[AVAILABLE RECORDS]
* * *

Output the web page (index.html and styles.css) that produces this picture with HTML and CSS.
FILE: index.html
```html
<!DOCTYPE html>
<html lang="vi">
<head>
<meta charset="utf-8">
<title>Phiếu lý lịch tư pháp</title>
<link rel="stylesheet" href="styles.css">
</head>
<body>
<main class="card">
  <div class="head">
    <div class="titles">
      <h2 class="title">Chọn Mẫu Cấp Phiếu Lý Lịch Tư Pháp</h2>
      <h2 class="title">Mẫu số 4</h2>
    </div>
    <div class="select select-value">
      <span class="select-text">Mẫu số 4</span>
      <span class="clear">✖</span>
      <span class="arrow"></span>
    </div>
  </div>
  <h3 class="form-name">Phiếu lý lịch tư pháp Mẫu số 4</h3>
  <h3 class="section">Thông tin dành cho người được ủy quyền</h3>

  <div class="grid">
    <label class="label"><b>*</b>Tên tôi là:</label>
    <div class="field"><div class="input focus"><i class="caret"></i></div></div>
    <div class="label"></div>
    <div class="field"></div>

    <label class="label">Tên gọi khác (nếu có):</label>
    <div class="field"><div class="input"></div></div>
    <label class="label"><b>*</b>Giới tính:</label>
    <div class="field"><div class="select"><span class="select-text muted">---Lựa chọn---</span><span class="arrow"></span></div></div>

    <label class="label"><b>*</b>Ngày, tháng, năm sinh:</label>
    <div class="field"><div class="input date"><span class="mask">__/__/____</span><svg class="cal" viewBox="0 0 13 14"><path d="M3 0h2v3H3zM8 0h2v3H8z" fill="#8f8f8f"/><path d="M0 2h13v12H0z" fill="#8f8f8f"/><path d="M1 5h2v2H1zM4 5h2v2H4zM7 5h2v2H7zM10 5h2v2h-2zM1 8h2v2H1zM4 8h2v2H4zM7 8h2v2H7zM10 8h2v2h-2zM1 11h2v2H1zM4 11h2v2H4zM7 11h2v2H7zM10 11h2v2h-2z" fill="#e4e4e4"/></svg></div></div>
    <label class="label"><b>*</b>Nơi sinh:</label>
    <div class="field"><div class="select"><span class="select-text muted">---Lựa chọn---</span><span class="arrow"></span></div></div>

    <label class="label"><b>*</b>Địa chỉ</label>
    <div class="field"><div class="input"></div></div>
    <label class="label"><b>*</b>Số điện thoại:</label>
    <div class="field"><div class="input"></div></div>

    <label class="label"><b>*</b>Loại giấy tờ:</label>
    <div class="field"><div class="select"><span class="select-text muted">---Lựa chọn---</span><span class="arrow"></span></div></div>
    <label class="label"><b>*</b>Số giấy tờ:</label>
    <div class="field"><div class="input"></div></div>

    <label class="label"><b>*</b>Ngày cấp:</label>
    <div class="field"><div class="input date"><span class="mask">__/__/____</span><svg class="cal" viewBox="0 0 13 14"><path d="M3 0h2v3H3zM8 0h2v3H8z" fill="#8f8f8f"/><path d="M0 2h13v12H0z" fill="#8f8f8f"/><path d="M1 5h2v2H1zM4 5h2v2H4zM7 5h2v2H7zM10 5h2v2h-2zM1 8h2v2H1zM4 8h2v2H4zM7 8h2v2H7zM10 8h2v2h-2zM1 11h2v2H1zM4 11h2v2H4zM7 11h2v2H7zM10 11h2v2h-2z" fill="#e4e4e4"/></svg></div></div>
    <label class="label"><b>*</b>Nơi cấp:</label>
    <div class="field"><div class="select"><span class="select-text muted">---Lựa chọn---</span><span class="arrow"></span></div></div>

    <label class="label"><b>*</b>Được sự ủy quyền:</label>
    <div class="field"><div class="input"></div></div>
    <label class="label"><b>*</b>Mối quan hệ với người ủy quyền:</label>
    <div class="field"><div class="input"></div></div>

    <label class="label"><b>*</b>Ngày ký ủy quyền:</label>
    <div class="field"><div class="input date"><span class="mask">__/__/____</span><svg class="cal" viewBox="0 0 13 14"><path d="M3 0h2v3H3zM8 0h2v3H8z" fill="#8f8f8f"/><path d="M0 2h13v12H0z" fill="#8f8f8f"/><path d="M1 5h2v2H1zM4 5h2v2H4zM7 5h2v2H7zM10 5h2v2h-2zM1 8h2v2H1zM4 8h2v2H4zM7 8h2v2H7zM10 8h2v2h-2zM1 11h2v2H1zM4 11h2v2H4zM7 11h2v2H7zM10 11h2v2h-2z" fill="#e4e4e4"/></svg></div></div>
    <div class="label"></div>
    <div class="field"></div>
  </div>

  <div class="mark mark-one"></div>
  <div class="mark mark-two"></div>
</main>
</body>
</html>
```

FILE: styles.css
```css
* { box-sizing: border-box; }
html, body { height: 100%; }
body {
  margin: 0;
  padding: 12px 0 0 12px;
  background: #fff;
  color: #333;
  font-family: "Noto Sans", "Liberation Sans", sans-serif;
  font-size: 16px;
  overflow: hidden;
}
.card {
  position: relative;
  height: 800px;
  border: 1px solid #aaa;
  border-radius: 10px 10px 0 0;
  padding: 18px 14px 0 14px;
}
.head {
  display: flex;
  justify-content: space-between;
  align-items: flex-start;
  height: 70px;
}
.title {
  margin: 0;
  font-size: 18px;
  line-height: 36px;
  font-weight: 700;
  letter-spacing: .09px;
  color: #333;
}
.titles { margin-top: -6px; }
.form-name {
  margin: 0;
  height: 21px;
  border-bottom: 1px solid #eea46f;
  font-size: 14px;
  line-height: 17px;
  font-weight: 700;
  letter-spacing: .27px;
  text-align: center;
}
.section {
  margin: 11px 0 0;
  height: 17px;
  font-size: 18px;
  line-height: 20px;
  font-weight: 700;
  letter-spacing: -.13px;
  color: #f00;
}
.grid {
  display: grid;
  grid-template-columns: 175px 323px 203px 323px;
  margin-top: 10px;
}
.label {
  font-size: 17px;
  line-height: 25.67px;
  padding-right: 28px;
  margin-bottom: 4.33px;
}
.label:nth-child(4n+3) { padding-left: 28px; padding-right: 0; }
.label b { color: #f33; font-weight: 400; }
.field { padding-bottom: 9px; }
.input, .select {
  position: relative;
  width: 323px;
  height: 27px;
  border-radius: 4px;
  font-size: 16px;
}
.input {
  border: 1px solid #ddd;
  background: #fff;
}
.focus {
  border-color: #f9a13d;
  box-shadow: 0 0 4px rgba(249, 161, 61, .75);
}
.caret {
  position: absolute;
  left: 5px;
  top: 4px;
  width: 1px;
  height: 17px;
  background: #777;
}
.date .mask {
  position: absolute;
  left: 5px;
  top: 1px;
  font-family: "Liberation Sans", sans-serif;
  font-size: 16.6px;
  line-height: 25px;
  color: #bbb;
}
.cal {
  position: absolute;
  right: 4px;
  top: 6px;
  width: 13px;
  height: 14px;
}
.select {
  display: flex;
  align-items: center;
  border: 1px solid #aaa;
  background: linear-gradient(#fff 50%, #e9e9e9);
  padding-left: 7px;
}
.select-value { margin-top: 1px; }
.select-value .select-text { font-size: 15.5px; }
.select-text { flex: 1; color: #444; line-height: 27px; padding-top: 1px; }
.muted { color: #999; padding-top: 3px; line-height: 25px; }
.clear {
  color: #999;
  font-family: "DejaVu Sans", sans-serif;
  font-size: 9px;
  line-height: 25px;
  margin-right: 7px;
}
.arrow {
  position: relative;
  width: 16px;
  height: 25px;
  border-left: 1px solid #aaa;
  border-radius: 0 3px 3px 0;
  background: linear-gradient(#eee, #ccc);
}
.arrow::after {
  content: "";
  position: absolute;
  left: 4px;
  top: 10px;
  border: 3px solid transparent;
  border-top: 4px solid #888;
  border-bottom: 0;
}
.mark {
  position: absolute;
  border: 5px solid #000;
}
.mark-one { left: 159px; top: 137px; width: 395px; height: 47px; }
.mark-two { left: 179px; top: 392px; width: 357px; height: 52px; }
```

* * *

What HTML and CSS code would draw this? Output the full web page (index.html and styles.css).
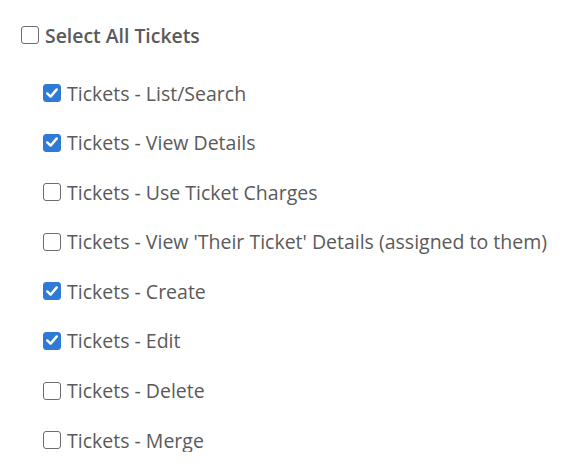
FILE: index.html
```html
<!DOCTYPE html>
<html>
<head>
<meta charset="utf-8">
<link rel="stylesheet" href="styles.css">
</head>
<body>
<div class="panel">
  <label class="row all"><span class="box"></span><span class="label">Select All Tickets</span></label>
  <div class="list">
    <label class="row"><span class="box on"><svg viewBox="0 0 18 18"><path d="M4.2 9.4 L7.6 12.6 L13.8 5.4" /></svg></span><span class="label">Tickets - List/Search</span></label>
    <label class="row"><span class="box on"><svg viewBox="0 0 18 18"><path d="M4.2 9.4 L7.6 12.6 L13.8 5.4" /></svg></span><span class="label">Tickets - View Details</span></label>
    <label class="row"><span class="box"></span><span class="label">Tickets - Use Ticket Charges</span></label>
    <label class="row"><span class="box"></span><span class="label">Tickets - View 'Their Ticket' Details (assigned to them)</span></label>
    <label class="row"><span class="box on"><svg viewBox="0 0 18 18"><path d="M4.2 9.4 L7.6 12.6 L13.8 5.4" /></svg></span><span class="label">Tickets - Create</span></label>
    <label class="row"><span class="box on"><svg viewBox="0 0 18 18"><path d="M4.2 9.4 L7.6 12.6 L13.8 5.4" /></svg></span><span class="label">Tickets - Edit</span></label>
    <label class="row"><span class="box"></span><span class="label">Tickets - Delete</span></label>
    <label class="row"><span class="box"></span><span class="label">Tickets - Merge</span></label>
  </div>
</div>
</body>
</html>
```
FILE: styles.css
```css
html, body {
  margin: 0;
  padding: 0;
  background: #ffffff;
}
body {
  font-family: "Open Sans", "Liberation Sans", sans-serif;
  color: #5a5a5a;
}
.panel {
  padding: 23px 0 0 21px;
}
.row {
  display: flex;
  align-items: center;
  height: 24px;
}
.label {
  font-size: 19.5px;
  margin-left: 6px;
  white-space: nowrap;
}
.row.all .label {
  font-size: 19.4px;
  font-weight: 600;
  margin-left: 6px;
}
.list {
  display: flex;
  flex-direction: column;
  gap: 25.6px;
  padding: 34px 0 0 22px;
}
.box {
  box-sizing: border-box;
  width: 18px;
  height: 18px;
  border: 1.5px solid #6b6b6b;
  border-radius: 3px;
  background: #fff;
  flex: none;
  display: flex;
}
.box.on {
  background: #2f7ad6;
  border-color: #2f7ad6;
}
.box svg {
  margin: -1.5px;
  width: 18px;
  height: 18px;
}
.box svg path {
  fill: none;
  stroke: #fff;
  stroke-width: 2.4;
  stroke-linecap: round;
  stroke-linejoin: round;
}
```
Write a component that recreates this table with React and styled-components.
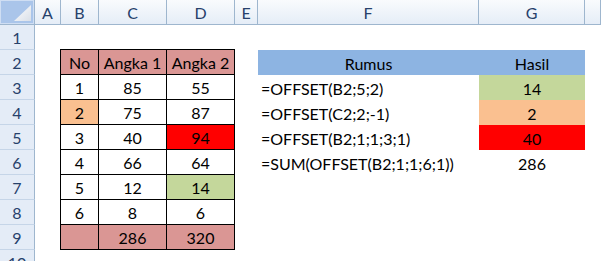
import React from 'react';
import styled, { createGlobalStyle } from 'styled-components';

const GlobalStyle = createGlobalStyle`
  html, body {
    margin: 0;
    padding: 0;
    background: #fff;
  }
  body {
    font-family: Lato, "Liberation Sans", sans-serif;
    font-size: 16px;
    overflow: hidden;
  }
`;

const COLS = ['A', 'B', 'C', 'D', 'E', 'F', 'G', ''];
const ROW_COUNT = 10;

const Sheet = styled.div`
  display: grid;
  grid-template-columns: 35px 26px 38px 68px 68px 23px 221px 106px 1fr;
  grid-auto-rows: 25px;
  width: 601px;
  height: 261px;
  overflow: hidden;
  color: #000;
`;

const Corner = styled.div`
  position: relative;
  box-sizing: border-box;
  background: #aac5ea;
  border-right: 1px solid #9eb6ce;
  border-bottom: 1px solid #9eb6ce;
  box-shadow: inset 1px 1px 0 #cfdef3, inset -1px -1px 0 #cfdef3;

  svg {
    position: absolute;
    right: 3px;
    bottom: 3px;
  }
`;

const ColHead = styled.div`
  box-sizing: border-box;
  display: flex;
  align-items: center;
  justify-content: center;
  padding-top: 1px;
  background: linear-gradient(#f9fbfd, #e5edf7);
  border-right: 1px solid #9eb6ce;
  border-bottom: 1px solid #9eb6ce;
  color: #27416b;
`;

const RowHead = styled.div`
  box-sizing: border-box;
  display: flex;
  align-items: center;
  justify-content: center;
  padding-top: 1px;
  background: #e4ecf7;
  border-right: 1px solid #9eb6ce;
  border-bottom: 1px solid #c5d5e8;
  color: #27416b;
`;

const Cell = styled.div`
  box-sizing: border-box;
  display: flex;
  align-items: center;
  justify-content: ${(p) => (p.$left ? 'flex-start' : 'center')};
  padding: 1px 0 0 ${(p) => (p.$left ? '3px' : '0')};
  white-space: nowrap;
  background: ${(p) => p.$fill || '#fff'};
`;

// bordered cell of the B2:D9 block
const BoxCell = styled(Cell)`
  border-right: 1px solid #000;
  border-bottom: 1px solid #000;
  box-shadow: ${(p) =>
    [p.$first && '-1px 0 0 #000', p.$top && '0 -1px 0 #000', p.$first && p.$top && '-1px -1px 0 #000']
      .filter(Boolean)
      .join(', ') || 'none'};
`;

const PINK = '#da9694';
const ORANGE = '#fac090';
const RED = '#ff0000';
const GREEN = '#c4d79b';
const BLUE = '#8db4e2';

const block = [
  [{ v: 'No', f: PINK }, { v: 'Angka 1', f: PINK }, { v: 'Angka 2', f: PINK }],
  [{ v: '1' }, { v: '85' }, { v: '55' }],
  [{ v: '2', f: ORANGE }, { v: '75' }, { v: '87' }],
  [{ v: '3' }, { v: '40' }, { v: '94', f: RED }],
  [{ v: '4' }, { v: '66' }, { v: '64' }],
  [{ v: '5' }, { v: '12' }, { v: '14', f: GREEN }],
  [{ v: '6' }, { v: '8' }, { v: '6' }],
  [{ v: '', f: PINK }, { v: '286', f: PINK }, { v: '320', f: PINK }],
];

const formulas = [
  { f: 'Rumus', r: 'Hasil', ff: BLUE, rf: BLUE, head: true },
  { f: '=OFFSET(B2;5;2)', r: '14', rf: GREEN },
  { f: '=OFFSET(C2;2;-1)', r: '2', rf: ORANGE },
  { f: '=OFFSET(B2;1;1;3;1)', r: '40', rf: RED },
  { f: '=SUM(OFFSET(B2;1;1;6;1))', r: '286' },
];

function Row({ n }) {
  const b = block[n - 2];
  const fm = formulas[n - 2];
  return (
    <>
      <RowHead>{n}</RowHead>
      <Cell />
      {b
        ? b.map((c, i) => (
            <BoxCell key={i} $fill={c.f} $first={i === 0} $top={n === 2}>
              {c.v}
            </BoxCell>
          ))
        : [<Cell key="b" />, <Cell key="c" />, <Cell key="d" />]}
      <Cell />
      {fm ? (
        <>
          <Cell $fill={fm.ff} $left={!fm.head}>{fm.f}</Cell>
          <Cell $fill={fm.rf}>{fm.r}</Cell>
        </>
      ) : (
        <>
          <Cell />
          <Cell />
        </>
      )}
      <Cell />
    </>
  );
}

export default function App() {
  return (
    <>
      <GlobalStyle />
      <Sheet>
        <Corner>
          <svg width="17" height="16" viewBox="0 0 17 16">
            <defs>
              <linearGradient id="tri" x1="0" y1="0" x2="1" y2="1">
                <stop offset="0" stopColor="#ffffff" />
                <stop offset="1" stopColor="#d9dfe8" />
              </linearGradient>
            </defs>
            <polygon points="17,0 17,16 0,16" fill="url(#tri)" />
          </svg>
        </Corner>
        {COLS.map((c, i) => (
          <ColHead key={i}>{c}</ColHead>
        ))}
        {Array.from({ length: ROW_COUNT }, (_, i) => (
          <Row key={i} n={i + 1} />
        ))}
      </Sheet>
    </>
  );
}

* * *

[WHAT TO DO]
Using the listing above, pick out each line that contains the word "page", then copy it.

[ANSWER]
Output the web page (index.html and styles.css) that produces this picture with HTML and CSS.
What HTML and CSS code would draw this? Output the full web page (index.html and styles.css).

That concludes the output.